Yes, it is unfortunate that Internet Explorer doesn’t support certain things, but that wasn’t the focus of what I have been saying. And I am not trying to justify anything about Internet Explorer. The point I rasied was about whether or not control over punctuation should be with the browser at all. The fact that browsers (except IE) allow you to control the delimiting quotation marks that they add via CSS is pretty much irrelevant to that discussion. If you turn off CSS, the browser’s default styles will still be active and the delimiting quotation marks they add will still be there. CSS rules you add will not fix the fact that the browser has control over your punctuation – your content.

And for the record, I find it unfortunate that you have felt it necessary to descend into rudeness – I will not waste my time replying to you if it continues.
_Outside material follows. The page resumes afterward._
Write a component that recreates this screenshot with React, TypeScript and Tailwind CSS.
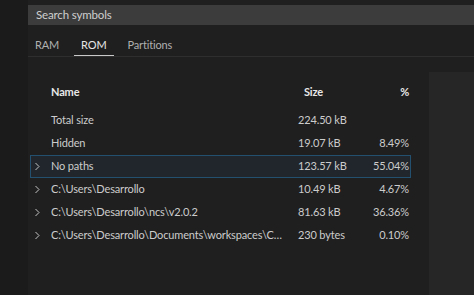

If you have a point, I suggest that you collect your ideas into a coherent post before hitting the submit button.

posted at 05:44 pm on October 20, 2006 by Jon Gibbins

112 Use of IE CSS expressions

Another option: leave the good browsers’ generated content alone (cool idea though), and hack IE.

[removed] function fixquotes(e) { if (e[removed].substring(0,1).search(/”/) -1) e[removed] = '"' + e[removed]; if (e[removed].substring(e[removed].length-1,e[removed].length).search(/"/) -1) e[removed] = e[removed] + ‘”’; }
[removed]
<style type=“text/css”>
q {fixquotes:[removed]fixquotes(this));}
</style>

…Good for developers who are in those jobs with high-paying corporate clients, but want to stay as close to semantics as possible.

posted at 12:32 am on November 15, 2006 by Drew Diller

113 I think the best approch is using a behavior

Hence only IE support it.

posted at 08:11 am on November 22, 2006 by Gilad Fitoussi

114 Use straight quotes

I tend to use straight quotes instead of using css to needlessly complexify your content to that degree. I’m sure that has been said by others in all of these pages of comments.

It may offend one’s web 2.0/css sensitivities, but it’s easy, simple, and takes no time to do a search-replace.